When Rich Drobil was a little boy in the 1950s, Santa Claus labored through the night to set up a Christmas tree amid a working model train set on a large platform in his living room.
The joy he felt at the sight never left the Glassboro resident.
“I couldn’t wait for those sounds and the smell of smoke from the Lionel steam engine running around the tree each year,” recalled Drobil, now a 61-year-old model train enthusiast who works for Camden County College’s information technology department.
“It wasn’t until years later that I discovered that the layout platform lived behind all the shelving of my father’s workbench in the basement til Christmas Eve,” he added. “After I was in bed, my mother and father would drag it up from the cellar and spend the entire evening placing the houses, wiring the tracks, testing everything, (and) then putting up the tree with lights, tinsel and the other hanging decorations.”
For many children of a certain generation, Christmas and trains go together like a pair of rails.

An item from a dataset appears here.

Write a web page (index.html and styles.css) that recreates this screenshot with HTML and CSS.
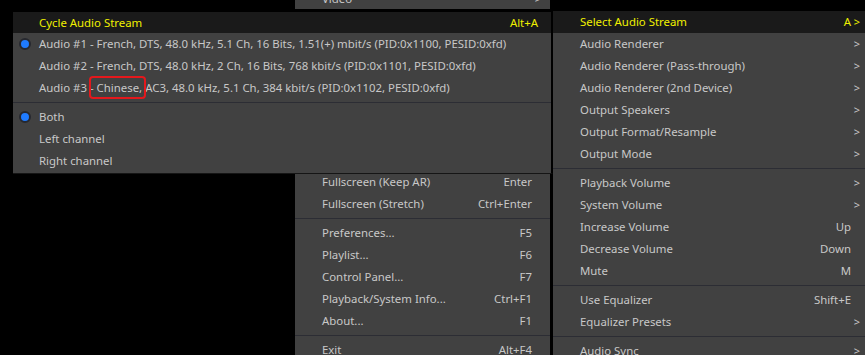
FILE: index.html
```html
<!DOCTYPE html>
<html lang="en">
  <head>
    <meta charset="UTF-8" />
    <meta name="viewport" content="width=device-width, initial-scale=1.0" />
    <title>Audio menu</title>
    <link rel="stylesheet" href="styles.css">
  </head>

  <body>
    <div class="desk">
      <!--main context menu, mostly under the submenus-->
      <div class="menu menu-main">
        <div class="item"><span></span><span class="label">Video</span><span class="key"></span><span class="arrow">&gt;</span></div>
        <!--rows covered by the stream submenu-->
        <div class="covered"></div>
        <div class="item"><span></span><span class="label">Fullscreen (Keep AR)</span><span class="key">Enter</span><span class="arrow"></span></div>
        <div class="item"><span></span><span class="label">Fullscreen (Stretch)</span><span class="key">Ctrl+Enter</span><span class="arrow"></span></div>
        <div class="sep"></div>
        <div class="item"><span></span><span class="label">Preferences...</span><span class="key">F5</span><span class="arrow"></span></div>
        <div class="item"><span></span><span class="label">Playlist...</span><span class="key">F6</span><span class="arrow"></span></div>
        <div class="item"><span></span><span class="label">Control Panel...</span><span class="key">F7</span><span class="arrow"></span></div>
        <div class="item"><span></span><span class="label">Playback/System Info...</span><span class="key">Ctrl+F1</span><span class="arrow"></span></div>
        <div class="item"><span></span><span class="label">About...</span><span class="key">F1</span><span class="arrow"></span></div>
        <div class="sep"></div>
        <div class="item"><span></span><span class="label">Exit</span><span class="key">Alt+F4</span><span class="arrow"></span></div>
      </div>

      <!--Audio submenu-->
      <div class="menu menu-audio">
        <div class="item active"><span></span><span class="label">Select Audio Stream</span><span class="key">A</span><span class="arrow">&gt;</span></div>
        <div class="item"><span></span><span class="label">Audio Renderer</span><span class="key"></span><span class="arrow">&gt;</span></div>
        <div class="item"><span></span><span class="label">Audio Renderer (Pass-through)</span><span class="key"></span><span class="arrow">&gt;</span></div>
        <div class="item"><span></span><span class="label">Audio Renderer (2nd Device)</span><span class="key"></span><span class="arrow">&gt;</span></div>
        <div class="item"><span></span><span class="label">Output Speakers</span><span class="key"></span><span class="arrow">&gt;</span></div>
        <div class="item"><span></span><span class="label">Output Format/Resample</span><span class="key"></span><span class="arrow">&gt;</span></div>
        <div class="item"><span></span><span class="label">Output Mode</span><span class="key"></span><span class="arrow">&gt;</span></div>
        <div class="sep"></div>
        <div class="item"><span></span><span class="label">Playback Volume</span><span class="key"></span><span class="arrow">&gt;</span></div>
        <div class="item"><span></span><span class="label">System Volume</span><span class="key"></span><span class="arrow">&gt;</span></div>
        <div class="item"><span></span><span class="label">Increase Volume</span><span class="key">Up</span><span class="arrow"></span></div>
        <div class="item"><span></span><span class="label">Decrease Volume</span><span class="key">Down</span><span class="arrow"></span></div>
        <div class="item"><span></span><span class="label">Mute</span><span class="key">M</span><span class="arrow"></span></div>
        <div class="sep"></div>
        <div class="item"><span></span><span class="label">Use Equalizer</span><span class="key">Shift+E</span><span class="arrow"></span></div>
        <div class="item"><span></span><span class="label">Equalizer Presets</span><span class="key"></span><span class="arrow">&gt;</span></div>
        <div class="sep"></div>
        <div class="item"><span></span><span class="label">Audio Sync</span><span class="key"></span><span class="arrow">&gt;</span></div>
      </div>

      <!--Select Audio Stream submenu, opened to the left-->
      <div class="menu menu-stream">
        <div class="item active head"><span></span><span class="label">Cycle Audio Stream</span><span class="key">Alt+A</span><span class="arrow"></span></div>
        <div class="item"><span class="radio"></span><span class="label">Audio #1 - French, DTS, 48.0 kHz, 5.1 Ch, 16 Bits, 1.51(+) mbit/s (PID:0x1100, PESID:0xfd)</span><span class="key"></span><span class="arrow"></span></div>
        <div class="item"><span></span><span class="label">Audio #2 - French, DTS, 48.0 kHz, 2 Ch, 16 Bits, 768 kbit/s (PID:0x1101, PESID:0xfd)</span><span class="key"></span><span class="arrow"></span></div>
        <div class="item"><span></span><span class="label">Audio #3 - <span class="mark">Chinese,</span> AC3, 48.0 kHz, 5.1 Ch, 384 kbit/s (PID:0x1102, PESID:0xfd)</span><span class="key"></span><span class="arrow"></span></div>
        <div class="sep"></div>
        <div class="item"><span class="radio"></span><span class="label">Both</span><span class="key"></span><span class="arrow"></span></div>
        <div class="item"><span></span><span class="label">Left channel</span><span class="key"></span><span class="arrow"></span></div>
        <div class="item"><span></span><span class="label">Right channel</span><span class="key"></span><span class="arrow"></span></div>
      </div>
    </div>
  </body>
</html>
```

FILE: styles.css
```css
html,
body {
  margin: 0;
  padding: 0;
  background: #000;
  overflow: hidden;
}

body {
  width: 865px;
  height: 355px;
  font-family: 'Noto Sans', 'Open Sans', sans-serif;
  font-size: 11.4px;
  color: #c8c8c8;
}

.desk {
  position: relative;
  width: 865px;
  height: 355px;
  overflow: hidden;
}

/* the three menus lie over each other like windows */
.menu {
  position: absolute;
  background: #414141;
  display: flex;
  flex-direction: column;
}

.menu-main {
  left: 295px;
  top: -12px;
  width: 255px;
  z-index: 1;
}

.menu-audio {
  left: 550px;
  top: 11px;
  width: 316px;
  border-left: 3px solid #000;
  z-index: 2;
}

.menu-stream {
  left: 13px;
  top: 9px;
  width: 538px;
  border-top: 3px solid #000;
  border-right: 2px solid #000;
  border-bottom: 1px solid #151515;
  padding-bottom: 1px;
  z-index: 3;
}

.covered {
  height: 161px;
}

.item {
  box-sizing: border-box;
  display: grid;
  grid-template-columns: 26px 1fr auto 8px;
  column-gap: 1px;
  align-items: center;
  height: 22px;
  padding-right: 9px;
  padding-bottom: 1px;
  white-space: nowrap;
}

.menu-stream .item {
  grid-template-columns: 25px 1fr auto 8px;
  padding-right: 4px;
}

.item.head {
  height: 21px;
}

.item.active {
  background: #1a1a1a;
  color: #f0f000;
}

.key {
  text-align: right;
}

.arrow {
  text-align: right;
  font-size: 11px;
}

.sep {
  height: 7px;
  display: flex;
  align-items: center;
}

.sep::before {
  content: '';
  flex: 1;
  height: 1px;
  background: #2c2d34;
}

.radio {
  justify-self: center;
  margin-left: -1px;
  width: 8px;
  height: 8px;
  border-radius: 50%;
  background: #1f7bff;
  border: 2px solid #26282f;
}

.mark {
  position: relative;
}

.mark::after {
  content: '';
  position: absolute;
  left: -8px;
  right: -4px;
  top: -4px;
  bottom: -4px;
  border: 2px solid #e4181c;
  border-radius: 4px;
}
```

Though the tradition faded for a time, it has seen a resurgence in recent years as technology has improved and as grandparents introduce their childhood hobby to a new set of fans.
Beloved children’s classics like The Polar Express, the Harry Potter series and Thomas the Tank Engine have also revived interest in trains, said Conrad Daniel, owner of the Toy Train Emporium in Cherry Hill. The store is packed floor to ceiling with trains and their accessories, both new and old.
“There’s something about trains and Christmas,” said Daniel, who has been in business for 16 years. “It may have something to do with the fact that, back in the day, trains were a little pricey. It was something you got for Christmas.”
Indeed, model train makers like Lionel offer holiday-themed trains and accessories — there’s even a blue-and-white Hanukkah train.
But the association between model trains and the holidays may stretch back even further to the 18th century, said Drobil, a member of the Strasburg Model Railroad Club of South Jersey. Back then, homes would feature a miniature village under their Christmas trees.